• _Exercise prompt_
Return the count of lines with the string "that" in them, and nothing else.

• _Data entries_
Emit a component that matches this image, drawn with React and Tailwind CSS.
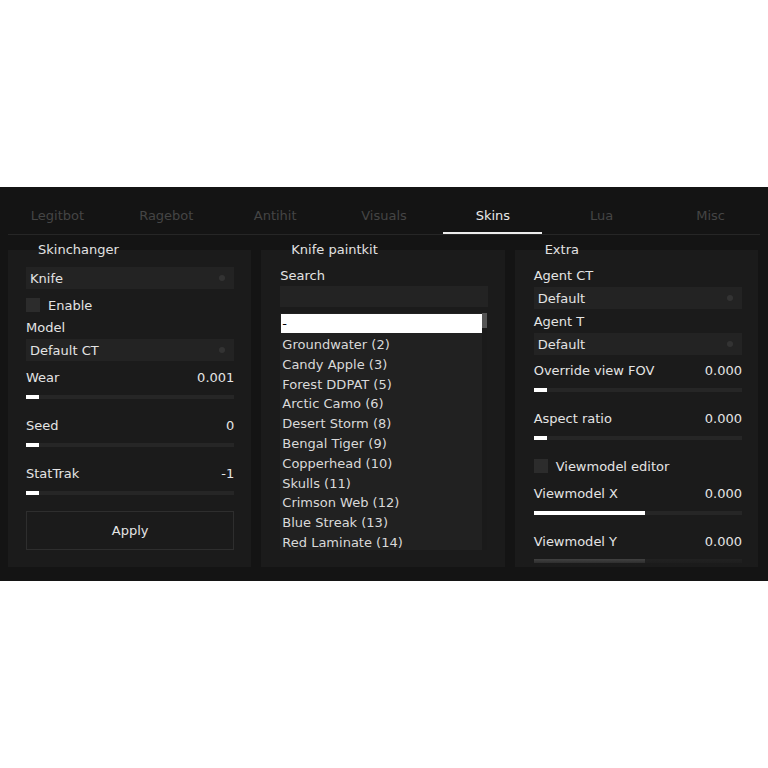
import React from 'react'

const tabs = ['Legitbot', 'Ragebot', 'Antihit', 'Visuals', 'Skins', 'Lua', 'Misc']

const paintkits = [
  'Groundwater (2)', 'Candy Apple (3)', 'Forest DDPAT (5)', 'Arctic Camo (6)', 'Desert Storm (8)',
  'Bengal Tiger (9)', 'Copperhead (10)', 'Skulls (11)', 'Crimson Web (12)', 'Blue Streak (13)',
  'Red Laminate (14)',
]

const Combo = ({ value, className = '' }) => (
  <div className={`flex items-center justify-between h-[22px] bg-[#232323] pl-[4px] pr-[9px] ${className}`}>
    <span className="leading-[17px]">{value}</span>
    <span className="w-[6px] h-[6px] rounded-full bg-[#333333]" />
  </div>
)

const Checkbox = ({ label, className = '' }) => (
  <div className={`flex items-center gap-[8px] h-[14px] ${className}`}>
    <span className="w-[14px] h-[14px] bg-[#2c2c2c]" />
    <span className="leading-[17px]">{label}</span>
  </div>
)

const Slider = ({ label, value, fill = 13, fillClass = 'bg-white', className = '' }) => (
  <div className={className}>
    <div className="flex justify-between leading-[17px]">
      <span>{label}</span>
      <span>{value}</span>
    </div>
    <div className="mt-[9px] h-[4px] bg-[#262626] flex items-center">
      <div className={`h-[4px] ${fillClass}`} style={{ width: fill }} />
    </div>
  </div>
)

const Panel = ({ title, titlePad = 'pl-[30px]', children }) => (
  <div className="flex-1 h-[317px] bg-[#1b1b1b] flex flex-col relative">
    <div className={`-mt-[9px] ${titlePad} leading-[17px] text-[#e2e2e2]`}>{title}</div>
    <div className="flex-1 overflow-hidden relative">{children}</div>
  </div>
)

export default function App() {
  return (
    <div
      className="h-[768px] w-[768px] bg-white flex items-center text-[13px] text-[#e4e4e4]"
      style={{ fontFamily: '"DejaVu Sans", Verdana, sans-serif' }}
    >
      <div className="w-full h-[394px] bg-[#141414] flex flex-col">
        {/* tabs */}
        <div className="flex px-[3px]">
          {tabs.map((t) => (
            <div key={t} className="flex-1 h-[47px] flex flex-col items-center">
              <span className={`pt-[20px] leading-[18px] ${t === 'Skins' ? 'text-[#e8e8e8]' : 'text-[#454545]'}`}>{t}</span>
              <div className="flex-1" />
              {t === 'Skins' && <div className="w-[99px] h-[2px] bg-[#ececec]" />}
            </div>
          ))}
        </div>
        <div className="mx-2 h-[1px] bg-[#262626]" />

        {/* panels */}
        <div className="mt-[15px] pl-2 pr-[10px] flex gap-[10px]">
          <Panel title="Skinchanger">
            <div className="pl-[18px] pr-[17px] flex flex-col">
              <Combo value="Knife" className="mt-[9px]" />
              <Checkbox label="Enable" className="mt-[9px]" />
              <div className="mt-[7px] leading-[17px]">Model</div>
              <Combo value="Default CT" className="mt-[3px]" />
              <Slider label="Wear" value="0.001" className="mt-[8px]" />
              <Slider label="Seed" value="0" className="mt-[18px]" />
              <Slider label="StatTrak" value="-1" className="mt-[18px]" />
              <button className="mt-[16px] h-[39px] border border-[#2e2e2e] text-[#e4e4e4]">Apply</button>
            </div>
          </Panel>

          <Panel title="Knife paintkit" titlePad="pl-[30px]">
            <div className="pl-[19px] pr-[17px] flex flex-col">
              <div className="mt-[9px] leading-[17px]">Search</div>
              <div className="mt-[2px] h-[21px] bg-[#232323]" />
              <div className="mt-[6px] h-[237px] w-[207px] bg-[#212121] flex overflow-hidden">
                <div className="flex-1 flex flex-col pt-[1px] pl-[1px] text-[#d9d9d9]">
                  <div className="h-[19px] mb-[2px] bg-white text-black leading-[19px] pl-[1px]">-</div>
                  {paintkits.map((p) => (
                    <div key={p} className="leading-[19.8px] pl-[1px]">{p}</div>
                  ))}
                </div>
                <div className="w-[5px] bg-[#1a1a1a] flex flex-col">
                  <div className="h-[15px] bg-[#555555]" />
                </div>
              </div>
            </div>
          </Panel>

          <Panel title="Extra">
            <div className="pl-[19px] pr-[16px] flex flex-col">
              <div className="mt-[9px] leading-[17px]">Agent CT</div>
              <Combo value="Default" className="mt-[3px]" />
              <div className="mt-[4px] leading-[17px]">Agent T</div>
              <Combo value="Default" className="mt-[3px]" />
              <Slider label="Override view FOV" value="0.000" className="mt-[7px]" />
              <Slider label="Aspect ratio" value="0.000" className="mt-[18px]" />
              <Checkbox label="Viewmodel editor" className="mt-[19px]" />
              <Slider label="Viewmodel X" value="0.000" fill={111} className="mt-[12px]" />
              <Slider label="Viewmodel Y" value="0.000" fill={111} fillClass="bg-[#5e5e5e]" className="mt-[18px]" />
            </div>
            <div className="absolute left-0 right-0 bottom-0 h-[14px] bg-gradient-to-b from-transparent to-[#1b1b1b]" />
          </Panel>
        </div>
      </div>
    </div>
  )
}
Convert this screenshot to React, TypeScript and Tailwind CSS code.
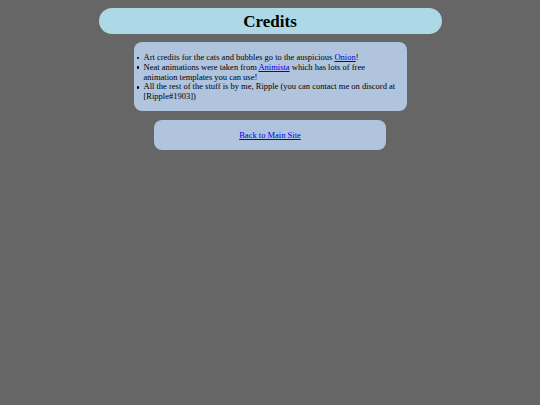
import React from 'react';

const Bullet = ({ children }: { children: React.ReactNode }) => (
  <li className="flex">
    <span className="flex h-[9.8px] w-[10px] shrink-0 items-center">
      <span className="ml-[3px] h-[2.5px] w-[2.5px] rounded-full bg-black" />
    </span>
    <span>{children}</span>
  </li>
);

export default function App() {
  return (
    <div className="min-h-[405px] w-full bg-[#666666] pt-[8px] text-black" style={{ fontFamily: '"Liberation Serif", serif' }}>
      {/* Title */}
      <div className="mx-auto flex h-[26px] w-[343px] items-center justify-center rounded-full bg-[#add8e6]">
        <h1 className="pt-[1px] text-[17px] font-bold leading-none">Credits</h1>
      </div>

      {/* Credits list */}
      <div className="mx-auto mt-[8px] w-[273px] rounded-[8px] bg-[#b0c4de] pb-[9px] pr-[8px] pt-[11px] text-[8.5px] leading-[9.8px]">
        <ul>
          <Bullet>
            Art credits for the cats and bubbles go to the auspicious{' '}
            <a href="#" className="text-[#0000ee] underline">Onion</a>!
          </Bullet>
          <Bullet>
            Neat animations were taken from{' '}
            <a href="#" className="text-[#0000ee] underline">Animista</a> which has lots of free animation templates you can use!
          </Bullet>
          <Bullet>All the rest of the stuff is by me, Ripple (you can contact me on discord at [Ripple#1903])</Bullet>
        </ul>
      </div>

      {/* Back link */}
      <div className="mx-auto mt-[9px] flex h-[30px] w-[232px] items-center justify-center rounded-[8px] bg-[#b0c4de] pt-[1px] text-[8.5px]">
        <a href="#" className="text-[#0000ee] underline">Back to Main Site</a>
      </div>
    </div>
  );
}
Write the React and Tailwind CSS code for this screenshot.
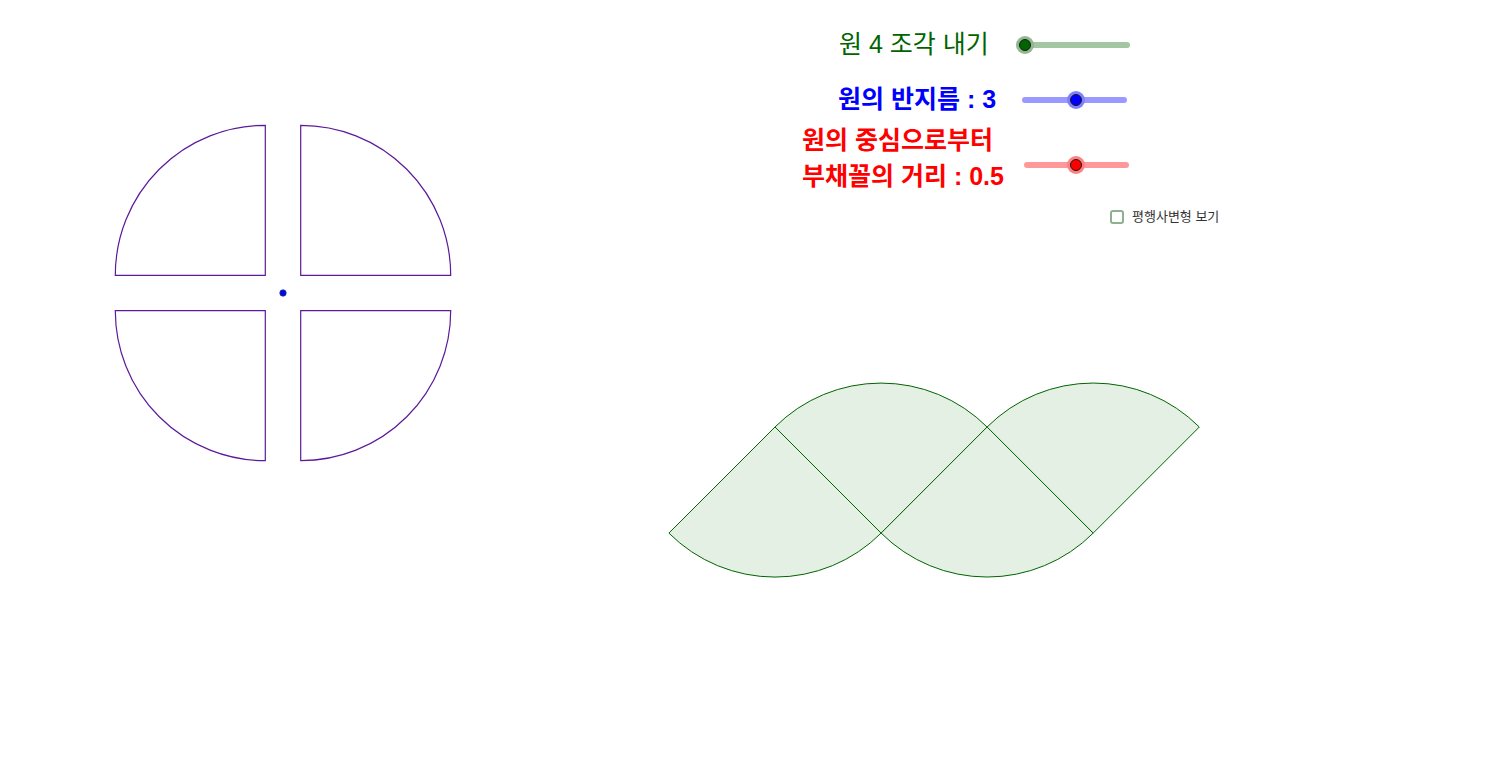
import React from "react";

const FONT = { fontFamily: '"Liberation Sans", "Noto Sans CJK KR", sans-serif' };

// quarter pieces of the circle, center (283, 293), r = 150, moved out by 0.5 unit
const quarters = [
  "M 265.3 275.3 L 115.3 275.3 A 150 150 0 0 1 265.3 125.3 Z",
  "M 300.7 275.3 L 300.7 125.3 A 150 150 0 0 1 450.7 275.3 Z",
  "M 300.7 310.7 L 450.7 310.7 A 150 150 0 0 1 300.7 460.7 Z",
  "M 265.3 310.7 L 265.3 460.7 A 150 150 0 0 1 115.3 310.7 Z",
];

// the same pieces laid side by side
const sectors = [
  "M 775 427 L 668.9 533.1 A 150 150 0 0 0 881.1 533.1 Z",
  "M 881.1 533.1 L 775 427 A 150 150 0 0 1 987.1 427 Z",
  "M 987.1 427 L 881.1 533.1 A 150 150 0 0 0 1093.2 533.1 Z",
  "M 1093.2 533.1 L 987.1 427 A 150 150 0 0 1 1199.3 427 Z",
];

function Slider({ track, knob, halo, pos, className }) {
  return (
    <div className={`relative w-[105px] h-[14px] ${className}`}>
      <div className={`absolute left-0 right-0 top-[4px] h-[6px] rounded-full ${track}`} />
      <div
        className={`absolute top-[-2px] w-[18px] h-[18px] -ml-[9px] rounded-full ${halo}`}
        style={{ left: `${pos * 100}%` }}
      />
      <div
        className={`absolute top-[1px] w-[12px] h-[12px] -ml-[6px] rounded-full border border-[#1a1a1a] ${knob}`}
        style={{ left: `${pos * 100}%` }}
      />
    </div>
  );
}

export default function App() {
  return (
    <div className="relative w-[1499px] h-[776px] bg-white overflow-hidden" style={FONT}>
      <svg className="absolute inset-0" width="1499" height="776" viewBox="0 0 1499 776">
        {quarters.map((d, i) => (
          <path key={i} d={d} fill="none" stroke="#5c1a9a" strokeWidth="1.2" />
        ))}
        <circle cx="283" cy="293" r="3.2" fill="#0000ff" stroke="#1d3b5c" strokeWidth="0.8" />
        {sectors.map((d, i) => (
          <path key={i} d={d} fill="#e5f0e5" stroke="#006400" strokeWidth="1" />
        ))}
      </svg>

      <div className="absolute left-[800px] top-[28px] flex flex-col">
        <div className="flex items-center h-[32px]">
          <span className="ml-[39px] text-[25px] text-[#006400] leading-[32px]">원 4 조각 내기</span>
          <Slider
            className="ml-[36px] mt-[1px]"
            track="bg-[#a2c5a2]"
            halo="bg-[#8fb88f]"
            knob="bg-[#006400]"
            pos={0}
          />
        </div>
        <div className="flex items-center h-[32px] mt-[23px]">
          <span className="ml-[38px] text-[25px] font-bold text-[#0000ff] leading-[32px]">
            원의 반지름 : 3
          </span>
          <Slider
            className="ml-[26px] mt-[2px]"
            track="bg-[#9999ff]"
            halo="bg-[#8080ff]"
            knob="bg-[#0000ff]"
            pos={0.51}
          />
        </div>
        <div className="flex items-start mt-[7px]">
          <div className="ml-[2px] text-[25px] font-bold text-[#ff0000] leading-[36px]">
            <div>원의 중심으로부터</div>
            <div>부채꼴의 거리 : 0.5</div>
          </div>
          <Slider
            className="ml-[20px] mt-[36px]"
            track="bg-[#ff9999]"
            halo="bg-[#ff8080]"
            knob="bg-[#ff0000]"
            pos={0.5}
          />
        </div>
        <div className="flex items-center mt-[13px] ml-[310px]">
          <div className="w-[14px] h-[14px] rounded-[3px] border-2 border-[#8fb08f] bg-white" />
          <span className="ml-[8px] text-[13px] text-[#333333]">평행사변형 보기</span>
        </div>
      </div>
    </div>
  );
}
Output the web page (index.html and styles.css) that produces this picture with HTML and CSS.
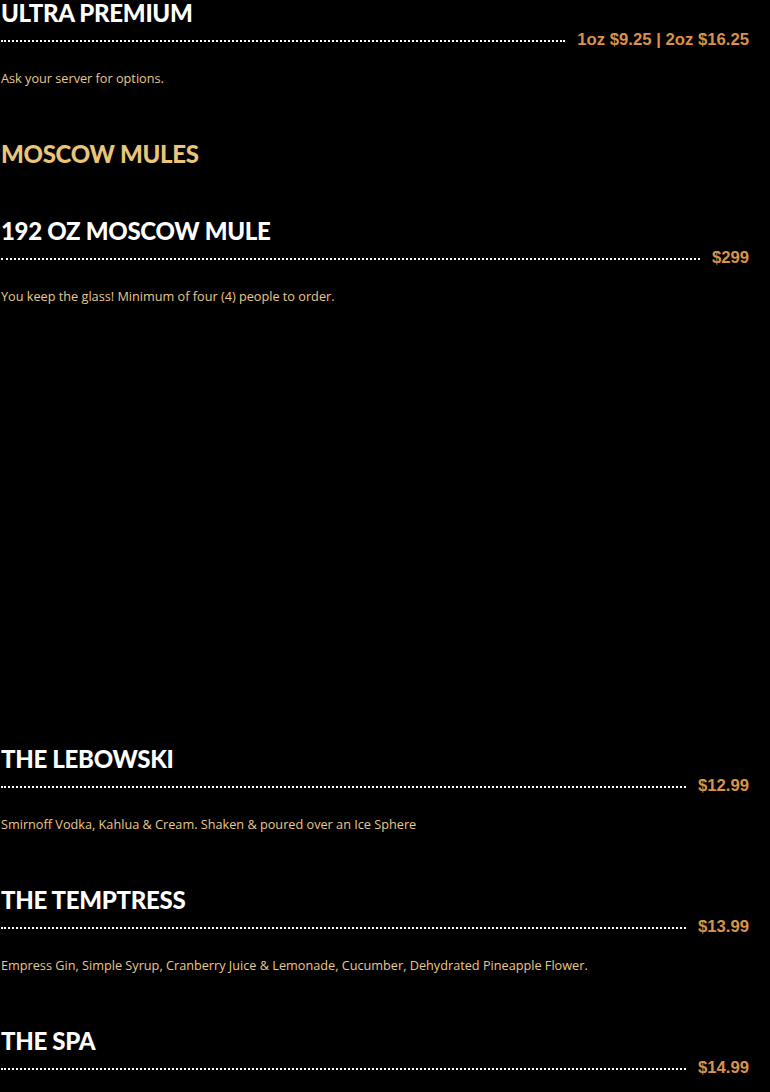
FILE: index.html
```html
<!DOCTYPE html>
<html>
<head>
<meta charset="utf-8">
<link rel="stylesheet" href="styles.css">
</head>
<body>
<div class="menu">
  <div class="item">
    <h3 class="item-name">ULTRA PREMIUM</h3>
    <div class="row"><span class="dots"></span><span class="price">1oz $9.25 | 2oz $16.25</span></div>
    <p class="desc">Ask your server for options.</p>
  </div>

  <h2 class="section">MOSCOW MULES</h2>

  <div class="item">
    <h3 class="item-name">192 OZ MOSCOW MULE</h3>
    <div class="row"><span class="dots"></span><span class="price">$299</span></div>
    <p class="desc">You keep the glass! Minimum of four (4) people to order.</p>
    <div class="photo"></div>
  </div>

  <div class="item">
    <h3 class="item-name">THE LEBOWSKI</h3>
    <div class="row"><span class="dots"></span><span class="price">$12.99</span></div>
    <p class="desc">Smirnoff Vodka, Kahlua &amp; Cream. Shaken &amp; poured over an Ice Sphere</p>
  </div>

  <div class="item">
    <h3 class="item-name">THE TEMPTRESS</h3>
    <div class="row"><span class="dots"></span><span class="price">$13.99</span></div>
    <p class="desc">Empress Gin, Simple Syrup, Cranberry Juice &amp; Lemonade, Cucumber, Dehydrated Pineapple Flower.</p>
  </div>

  <div class="item">
    <h3 class="item-name">THE SPA</h3>
    <div class="row"><span class="dots"></span><span class="price">$14.99</span></div>
  </div>
</div>
</body>
</html>
```

FILE: styles.css
```css
html, body {
  margin: 0;
  padding: 0;
  background: #000;
}
.menu {
  padding: 0 21px 0 1px;
}
.item {
  margin-bottom: 53px;
}
.item-name,
.section {
  margin: 0;
  font-family: "Lato", sans-serif;
  font-weight: 900;
  font-size: 24px;
  line-height: 26px;
  letter-spacing: -0.3px;
  color: #fff;
}
.section {
  color: #e9c57a;
  margin-bottom: 51px;
}
.row {
  display: flex;
  align-items: center;
  gap: 12px;
  height: 20px;
  margin-top: 4px;
}
.dots {
  flex: 1;
  border-bottom: 2px dotted #fff;
  margin-top: 1px;
}
.price {
  font-family: "Liberation Sans", Arial, sans-serif;
  font-weight: 700;
  font-size: 16.7px;
  line-height: 20px;
  color: #d9924a;
}
.desc {
  margin: 18px 0 0;
  font-family: "Open Sans", sans-serif;
  font-size: 12.7px;
  line-height: 20px;
  color: #e9c98e;
}
.photo {
  height: 387px;
}
```
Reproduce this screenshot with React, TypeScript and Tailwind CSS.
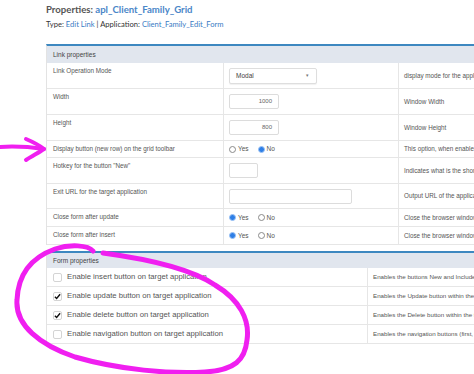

• _Response below_
2